PP41D-1428:
A Comparison of Rapid-Screen 14C Dates and U/Th Dates from Fossil Corals: Implications for Paleoclimate Reconstruction

Thursday, 18 December 2014
Pamela R Grothe1, Kim M Cobb1, Shari Bush2, Hai Cheng3, Guaciara Santos2, John Richard Southon4 and R. Lawrence Edwards5, (1)Georgia Institute of Technology Main Campus, Earth and Atmospheric Sciences, Atlanta, GA, United States, (2)Univ of California Irvine, Irvine, CA, United States, (3)University of Minnesota Twin Cities, Dept. of Earth Sciences, Minneapolis, MN, United States, (4)Univ California, Irvine, CA, United States, (5)University of Minnesota, Minneapolis, MN, United States
Abstract:
Paleoclimate records from fossil corals provide valuable benchmarks for climate model simulations of tropical climate variability.

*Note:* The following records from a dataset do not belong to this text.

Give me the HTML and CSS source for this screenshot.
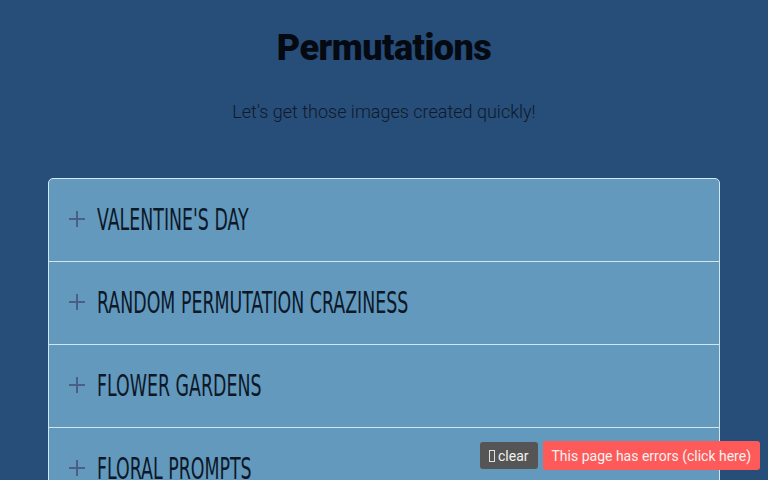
FILE: index.html
```html
<!DOCTYPE html>
<html>
<head>
<meta charset="utf-8">
<link rel="stylesheet" href="styles.css">
</head>
<body>
<header class="hero">
  <h1 class="title">Permutations</h1>
  <p class="subtitle">Let's get those images created quickly!</p>
</header>
<section class="accordion">
  <div class="row"><span class="plus"></span><span class="label">VALENTINE'S DAY</span></div>
  <div class="row"><span class="plus"></span><span class="label">RANDOM PERMUTATION CRAZINESS</span></div>
  <div class="row"><span class="plus"></span><span class="label">FLOWER GARDENS</span></div>
  <div class="row"><span class="plus"></span><span class="label">FLORAL PROMPTS</span></div>
  <div class="row"><span class="plus"></span><span class="label">LANDSCAPES</span></div>
</section>
<div class="errors">
  <button class="clear"><span class="tofu"></span> clear</button>
  <button class="err">This page has errors (click here)</button>
</div>
</body>
</html>
```
FILE: styles.css
```css
html, body {
  margin: 0;
  padding: 0;
  background: #274d79;
  height: 100%;
  overflow: hidden;
}
body {
  font-family: Roboto, "Liberation Sans", sans-serif;
  color: #0e1a2a;
}
.hero {
  text-align: center;
  padding-top: 24px;
}
.title {
  margin: 0;
  font-size: 36px;
  font-weight: 900;
  letter-spacing: -0.5px;
  line-height: 48px;
  color: #050a12;
}
.subtitle {
  margin: 28px 0 0;
  font-size: 18px;
  font-weight: 300;
  line-height: 24px;
  color: #0e1a2a;
}
.accordion {
  margin: 54px 48px 0;
  background: #6399bd;
  border: 1px solid #cfe6f5;
  border-radius: 5px;
  overflow: hidden;
}
.row {
  height: 82px;
  border-bottom: 1px solid #cfe6f5;
  display: flex;
  align-items: center;
  padding-left: 20px;
}
.plus {
  position: relative;
  width: 16px;
  height: 16px;
  flex: none;
  margin-right: 12px;
  margin-top: -2px;
}
.plus::before, .plus::after {
  content: "";
  position: absolute;
  background: #4a5e88;
}
.plus::before { left: 0; right: 0; top: 7px; height: 2px; }
.plus::after { top: 0; bottom: 0; left: 7px; width: 2px; }
.label {
  display: inline-block;
  font-family: "Liberation Sans Narrow", "DejaVu Sans Condensed", sans-serif;
  font-size: 30px;
  line-height: 34px;
  transform: scaleX(0.645);
  transform-origin: left center;
  white-space: nowrap;
  color: #0c1828;
}
.errors {
  position: fixed;
  right: 8px;
  bottom: 10px;
  display: flex;
  align-items: center;
  gap: 5px;
}
.errors button {
  border: none;
  font-family: Roboto, "Liberation Sans", sans-serif;
  font-size: 14px;
  color: #f2f2f2;
  padding: 0 9px;
  border-radius: 3px;
}
.clear {
  background: #555555;
  height: 27px;
}
.err {
  background: #ff5a5a;
  height: 29px;
  padding: 0 10px 0 11px;
}
.tofu {
  display: inline-block;
  width: 4px;
  height: 10px;
  border: 1px solid #e0e0e0;
  vertical-align: -1px;
}
```
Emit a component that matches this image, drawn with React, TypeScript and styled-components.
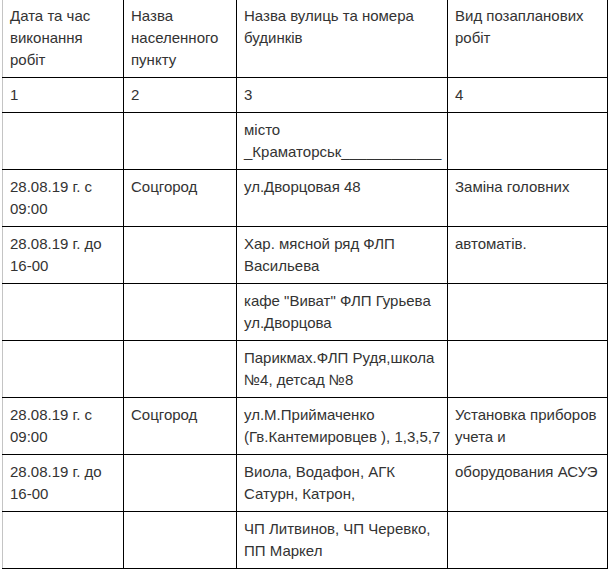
import React from 'react'
import styled, { createGlobalStyle } from 'styled-components'

const GlobalStyle = createGlobalStyle`
  html, body {
    margin: 0;
    padding: 0;
    background: #fff;
  }
  body {
    font-family: "Liberation Sans", Arial, sans-serif;
    font-size: 15px;
    color: #333;
  }
`

const Page = styled.div`
  width: 608px;
  height: 569px;
  overflow: hidden;
`

const Table = styled.table`
  margin: -2px 0 0 2px;
  width: 605px;
  border-collapse: collapse;
  table-layout: fixed;
`

const Cell = styled.td`
  border: 1px solid #000;
  padding: 6px 6px 6px 7px;
  line-height: 22px;
  vertical-align: top;

  &:first-child {
    border-left-color: #c4c4c4;
  }
`

const widths = [121, 113, 211, 160]

type Row = [string, string, string, string]

const rows: Row[] = [
  ['Дата та час виконання робіт', 'Назва населенного пункту', 'Назва вулиць та номера будинків', 'Вид позапланових робіт'],
  ['1', '2', '3', '4'],
  ['', '', 'місто _Краматорськ____________', ''],
  ['28.08.19 г. с 09:00', 'Соцгород', 'ул.Дворцовая 48', 'Заміна головних'],
  ['28.08.19 г. до 16-00', '', 'Хар. мясной ряд ФЛП Васильева', 'автоматів.'],
  ['', '', 'кафе "Виват" ФЛП Гурьева ул.Дворцова', ''],
  ['', '', 'Парикмах.ФЛП Рудя,школа №4, детсад №8', ''],
  ['28.08.19 г. с 09:00', 'Соцгород', 'ул.М.Приймаченко (Гв.Кантемировцев ), 1,3,5,7', 'Установка приборов учета и'],
  ['28.08.19 г. до 16-00', '', 'Виола, Водафон, АГК Сатурн, Катрон,', 'оборудования АСУЭ'],
  ['', '', 'ЧП Литвинов, ЧП Черевко, ПП Маркел', ''],
]

export default function App() {
  return (
    <Page>
      <GlobalStyle />
      <Table>
        <colgroup>
          {widths.map((w, i) => (
            <col key={i} style={{ width: w }} />
          ))}
        </colgroup>
        <tbody>
          {rows.map((row, i) => (
            <tr key={i}>
              {row.map((text, j) => (
                <Cell key={j}>{text}</Cell>
              ))}
            </tr>
          ))}
        </tbody>
      </Table>
    </Page>
  )
}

Unfortunately, the number of such reconstructions is limited by the rarity of the relatively large fossil coral heads that are targeted for paleoclimate studies. Abundant, albeit shorter (5-10yrs-long) fossil coral sequences could be used to generate a more robust, quasi-continuous reconstruction of tropical climate with built-in uncertainty estimates, but the large number of radiometric dates required is costly. A new rapid-screen 14C dating method, with a nominal precision of ±1.8% (1σ) for young carbonates (Bush et al., 2013), is roughly 10 times faster than high-precision U/Th dating, making it well-suited to screening a large number of corals. In this study, we compare rapid-screen 14C dates to both high-precision 14C dates and U/Th dates from well-characterized mid- to late-Holocene fossil corals collected from Christmas and Fanning Islands (2-4°N, 157-160°W) (Cobb et al., 2013). Our results show that most rapid-screen 14C dates agree with high-precision 14C dates (N=3) and U/Th dates (N=42), within combined uncertainties. However, two samples that contain 15 and 23% calcite (as determined by XRD) are associated with large discrepancies in calibrated 14C vs published U/Th ages (5065-5579 yBP (2σ) versus 6350 ±13 yBP (2σ) and 4868-5424 yBP (2σ) vs 6598 ±13 yBP (2σ)), respectively (Cobb et al., 2013). The 14C-U/Th mismatches, as well as poor reproducibility of replicate U/Th dates from these samples, are consistent with diagenetic alteration indicated by the presence of calcite. Mass balance calculations indicate that the dating discrepancies can be explained by a combination of 14C addition and U removal, both of which can occur through calcite recrystallization during freshwater diagenesis. Results illustrate that the rapid-screen 14C dating method is well-suited to surveying a large number (~100’s) of fossil coral samples, provided that samples are pre-screened for calcite. Beyond that, concordance between paired 14C and U/Th dates provides valuable confirmation of closed-system behavior and chronological accuracy.